Holding — Arpert, J.
- The U.S. District Court for the District of New Jersey held that the plaintiff's motion for leave to file a Second Amended Complaint was granted.
Rule
- A party may amend its pleading with the court's leave, which should be freely granted when justice requires, unless the opposing party demonstrates undue prejudice, bad faith, or futility.
Reasoning
- The U.S. District Court reasoned that under Federal Rule of Civil Procedure 15(a), courts should freely grant leave to amend when justice requires it. The court noted that the burden of proof rested with the defendant to demonstrate that the amendment would result in undue prejudice, bad faith, or futility.
- IMS's argument that the proposed claims were futile was based on previous dismissals of similar claims, but the court found that the claims in the SAC were brought by an out-of-state plaintiff with unique circumstances.
- The court emphasized that the applicability of New Jersey law to the Arizona plaintiff's claims needed to be established before determining if the New Jersey Products Liability Act (NJPLA) applied.
- Since the Arizona plaintiff had purchased the dog treats in Arizona and incurred veterinary expenses there, the court concluded that it could not automatically apply New Jersey law without a proper choice-of-law analysis.
- Therefore, the court decided it was prudent to allow the claims to proceed until the applicable law could be determined.
Deep Dive: How the Court Reached Its Decision
Court's Standard for Amending Pleadings
The U.S. District Court established that under Federal Rule of Civil Procedure 15(a), parties are generally allowed to amend their pleadings freely, provided justice requires it. The court emphasized that the burden lies with the opposing party to demonstrate valid reasons against the amendment, such as showing undue prejudice, bad faith, or futility. This standard promotes a liberal approach to amendments, encouraging the resolution of cases on their merits rather than on technicalities. The court's discretion in granting leave to amend is intended to facilitate justice and fairness in legal proceedings, allowing parties to adjust their claims as necessary based on the evolving nature of litigation. The court noted that any concerns regarding the potential for prejudice must be substantiated by the opposing party effectively.

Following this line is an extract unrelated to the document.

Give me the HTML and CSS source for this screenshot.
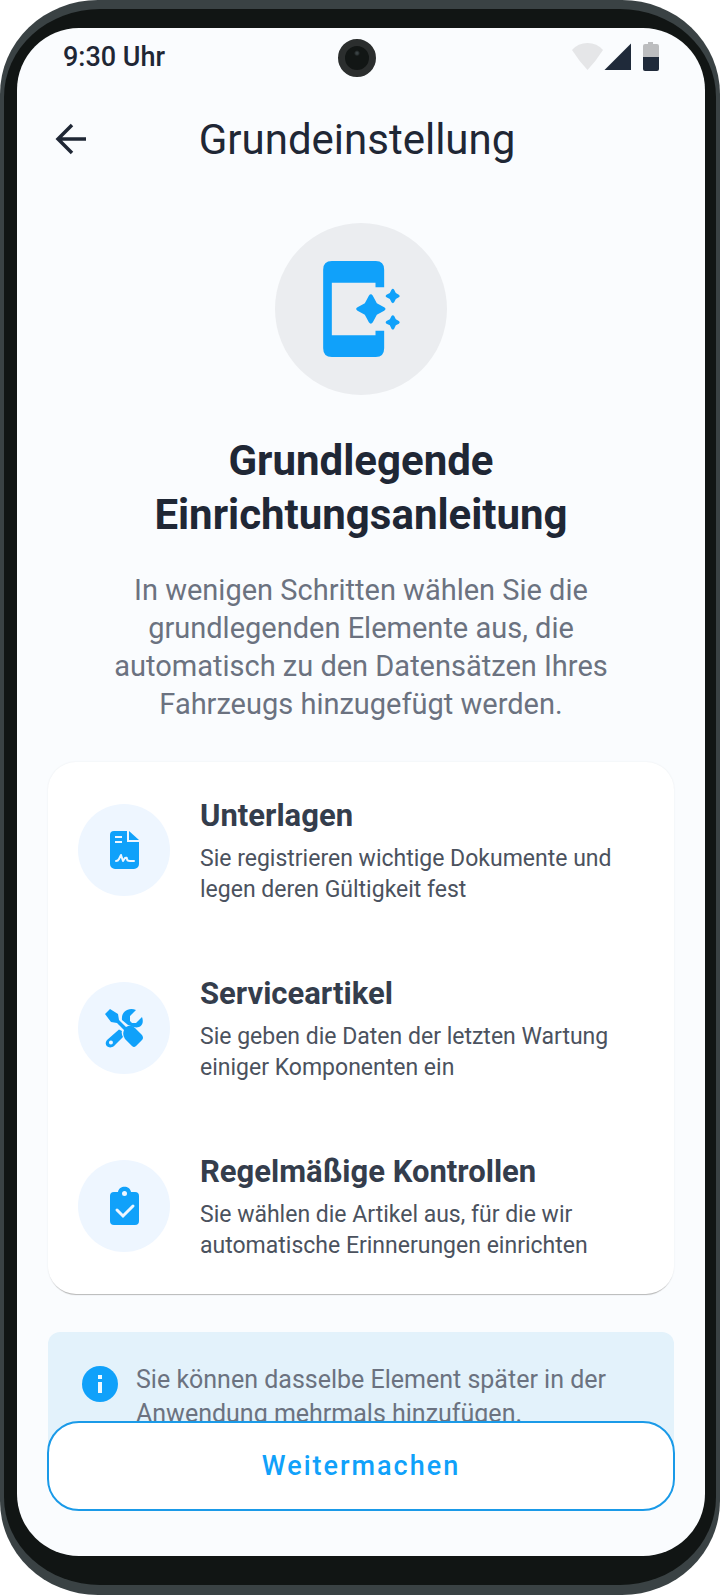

Defendant's Argument Against the Amendment
IMS Trading Corp. opposed Dopico's motion to file a Second Amended Complaint, arguing that the new claims were futile due to previous dismissals by Judge Sheridan. The defendant contended that the proposed claims were virtually identical to those that had been dismissed, asserting that allowing the amendments would circumvent the earlier ruling. IMS maintained that the claims brought by the out-of-state plaintiff, a resident of Arizona, were still subject to the New Jersey Products Liability Act (NJPLA) based on the premise that they were fundamentally similar to the previously dismissed claims. This argument was rooted in the belief that the legal principles governing the claims did not change simply because a new plaintiff was introduced. IMS sought to reinforce its position by citing several cases that it believed supported its stance on the applicability of New Jersey law.
Court's Analysis of the Claims
The court analyzed IMS's argument regarding the futility of the proposed claims by recognizing the unique circumstances surrounding the Arizona plaintiff. The court pointed out that the claims in the Second Amended Complaint were explicitly brought by a plaintiff who resided and purchased the dog treats in Arizona, which raised significant choice-of-law issues. The court noted that IMS failed to address these choice-of-law considerations, presuming that New Jersey law applied without establishing the relevant legal framework first. The court emphasized that the NJPLA could only subsume claims governed by New Jersey law, and the previous dismissal applied only to the New Jersey resident's claims. The court concluded that without a proper choice-of-law analysis, it could not determine whether New Jersey law was applicable to the Arizona plaintiff's claims.
Importance of Choice-of-Law Analysis
The court highlighted the necessity of conducting a choice-of-law analysis to ascertain the applicable legal standards for the claims made by the Arizona plaintiff. It recognized that the plaintiff had not only incurred veterinary expenses in Arizona but also purchased the dog treats there, implying that Arizona law might govern his claims. The court pointed out that prior cases cited by IMS had either performed a choice-of-law analysis or acknowledged that such an analysis was needed to resolve similar disputes. By allowing both the New Jersey and Arizona Consumer Fraud Act claims to proceed, the court aimed to ensure that the applicable law could be properly determined in due course. This approach reflected the court's commitment to a thorough examination of the legal issues before it, ensuring that all relevant factors were considered.
Conclusion of the Court
Ultimately, the court granted the plaintiff's motion to file a Second Amended Complaint, allowing the case to proceed with the new claims. The court's ruling underscored its commitment to justice and the principle that parties should have the opportunity to amend their pleadings to reflect the evolving circumstances of their cases. By permitting the amendments, the court recognized the potential merit of the claims brought by the Arizona plaintiff and the necessity of evaluating the appropriate legal standards governing those claims. The decision illustrated the court's willingness to ensure that procedural barriers do not impede the substantive rights of litigants, particularly in cases involving multiple plaintiffs from different jurisdictions. The court directed the plaintiff to file the Second Amended Complaint within a specified timeframe, thereby facilitating the progression of the litigation.